4. Horse Feathers (1932)

While Rudy (see number 3) may have captured the glory and promise of amateur athletics, it took the Marx Brothers to portray the cynical, NCAA-regulation violating side of college sports. Under the leadership of Professor Quincy Adams Wagstaff (Groucho Marx), the football program at Huxley College ends up hanging out at speakeasies, participating in kidnappings, and playing some down and dirty, need I mention hilarious football.

3. Rudy (1993)

You know Charlie Weiss watches this movie at least three times a week, and who can blame him? Rudy is a great feel-good movie that doesn’t dip too much into cheesiness featuring Sean Astin (post Goonies, pre Lord of the Rings) as the small but dedicated Rudy Ruettiger who struggles to achieve his dream playing for the Fighting Irish. The fact that it’s based on a true story makes it that much more heartwarming. Rudy simply is one of the most enjoyable and wholesome movies ever produced about sports or anything else.

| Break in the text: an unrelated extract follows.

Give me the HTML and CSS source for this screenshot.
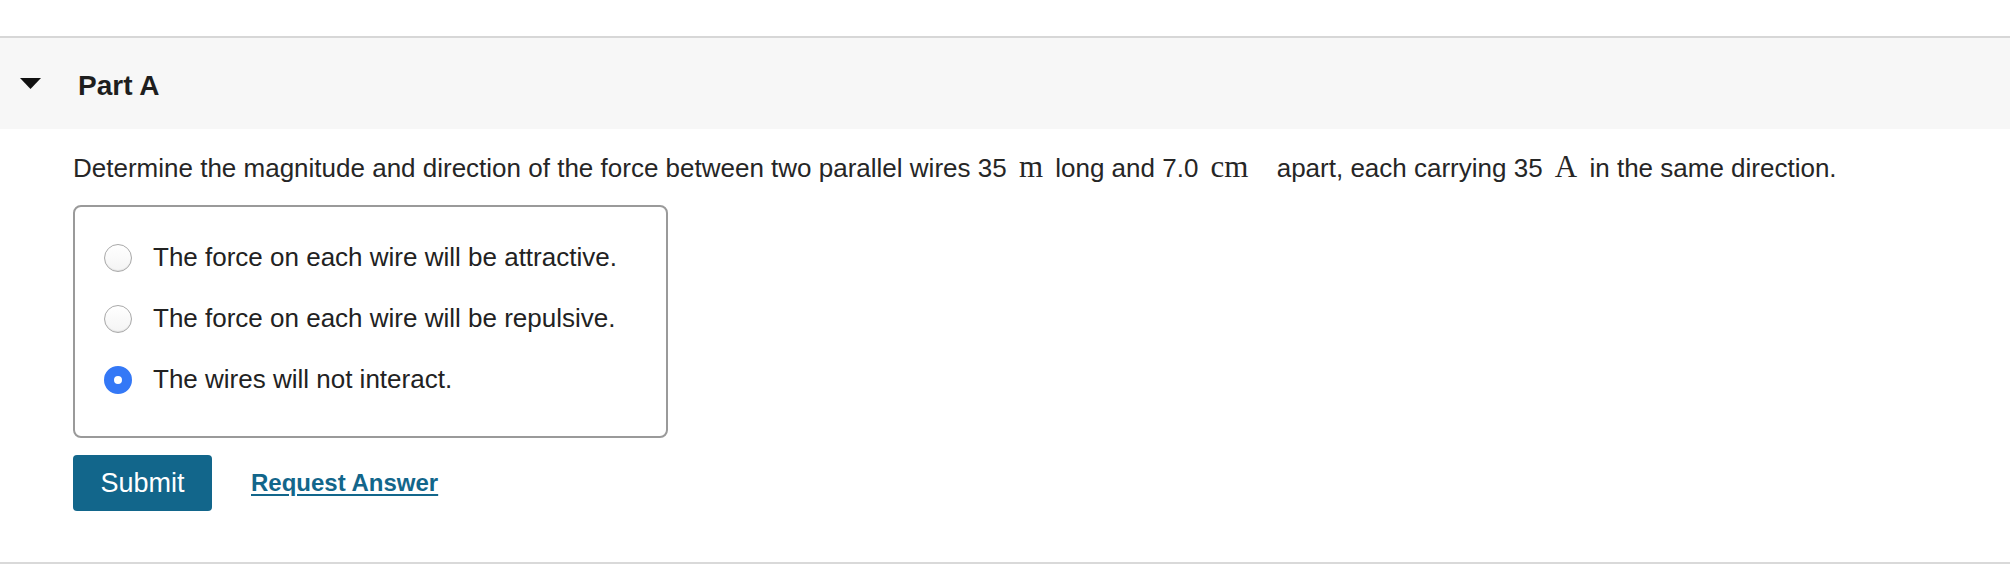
FILE: index.html
```html
<!DOCTYPE html>
<html>
<head>
<meta charset="utf-8">
<link rel="stylesheet" href="styles.css">
</head>
<body>
<div class="spacer"></div>
<section class="part">
  <div class="part-header">
    <svg class="caret" width="21" height="11" viewBox="0 0 21 11"><polygon points="0,0 21,0 10.5,11" fill="#111"/></svg>
    <h2 class="part-title">Part A</h2>
  </div>
  <div class="part-body">
    <p class="question">Determine the magnitude and direction of the force between two parallel wires 35 <span class="math">m</span> long and 7.0 <span class="math">cm</span> <span class="gap"></span>apart, each carrying 35 <span class="math">A</span> in the same direction.</p>
    <div class="choices">
      <label class="choice"><span class="radio"></span><span class="choice-text">The force on each wire will be attractive.</span></label>
      <label class="choice"><span class="radio"></span><span class="choice-text">The force on each wire will be repulsive.</span></label>
      <label class="choice"><span class="radio checked"></span><span class="choice-text">The wires will not interact.</span></label>
    </div>
    <div class="actions">
      <button class="submit">Submit</button>
      <a class="request" href="#">Request Answer</a>
    </div>
  </div>
</section>
</body>
</html>
```
FILE: styles.css
```css
html, body {
  margin: 0;
  padding: 0;
  background: #fff;
  font-family: "Liberation Sans", Arial, sans-serif;
  color: #222;
}
.spacer {
  height: 36px;
}
.part {
  border-top: 2px solid #d7d7d7;
  border-bottom: 2px solid #d9d9d9;
}
.part-header {
  display: flex;
  align-items: center;
  height: 91px;
  background: #f7f7f7;
  padding-left: 20px;
}
.caret {
  display: block;
}
.part-title {
  margin: 0 0 0 37px;
  padding-top: 5px;
  font-size: 28px;
  font-weight: bold;
  color: #1e1e1e;
}
.part-body {
  padding: 23px 0 51px 73px;
}
.question {
  margin: 0;
  font-size: 26px;
  line-height: 30px;
  color: #262626;
}
.math {
  font-family: "Liberation Serif", "Times New Roman", serif;
  font-size: 31px;
  margin: 0 5px;
}
.gap {
  display: inline-block;
  width: 16px;
}
.choices {
  margin-top: 22px;
  border: 2px solid #9a9a9a;
  border-radius: 8px;
  padding: 20px 0 26px 29px;
  box-sizing: border-box;
  width: 595px;
}
.choice {
  display: flex;
  align-items: center;
  height: 61px;
}
.radio {
  width: 28px;
  height: 28px;
  box-sizing: border-box;
  border-radius: 50%;
  border: 1px solid #a9a9a9;
  background: linear-gradient(#ffffff, #f4f4f4);
  box-shadow: inset 0 -1px 1px rgba(0,0,0,0.08);
  flex: none;
  margin-right: 21px;
}
.radio.checked {
  border: 10px solid #3478f6;
  background: #fff;
  box-shadow: none;
}
.choice-text {
  font-size: 26px;
  color: #222;
}
.actions {
  display: flex;
  align-items: center;
  margin-top: 17px;
}
.submit {
  width: 139px;
  height: 56px;
  background: #12668b;
  color: #fff;
  border: none;
  border-radius: 4px;
  font-family: "Liberation Sans", Arial, sans-serif;
  font-size: 27px;
  padding: 0;
}
.request {
  margin-left: 39px;
  font-size: 24px;
  font-weight: bold;
  color: #12668b;
  text-decoration: underline;
  text-underline-offset: 3px;
}
```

2. The Longest Yard (1974)

This movie is so great it makes us want to route for criminals – without having to be Baltimore Ravens fans either. Burt Reynolds, in probably his best performance, plays disgraced quarterback Paul Crewe who redeems himself by organizing a team of his fellow prisoners to play the guards’ team led by a sadistic warden played perfectly by Eddie Albert. What makes this film so good is the fact that so many of the actors, both guards and prisoners, actually were football players. Burt Reynolds himself played for FSU and was actually drafted by the Baltimore Colts. Still it’s this film’s witty mixture of dark comedy with great football that makes it a legend.

1. North Dallas Forty (1979)

Before Oliver Stone’s “all inside look to the dirty world of pro-football,” in Any Given Sunday, came the original spit in the face of football honor: North Dallas Forty. Based loosely on the Dallas Cowboys of the early 1970s with Mac Davis playing the Don Meredith-esque, quarterback Seth Maxwell who gets to spout out lines like, “Ladies, ever have a quarterback sandwich?” However the real protagonist is aging Philip Elliot played by Nick Nolte. Elliot, going through games boosted off team provided pain killers, is the perfect, cynical guide to the dirty underbelly of sex, drugs and violence that hides under all that game day glory.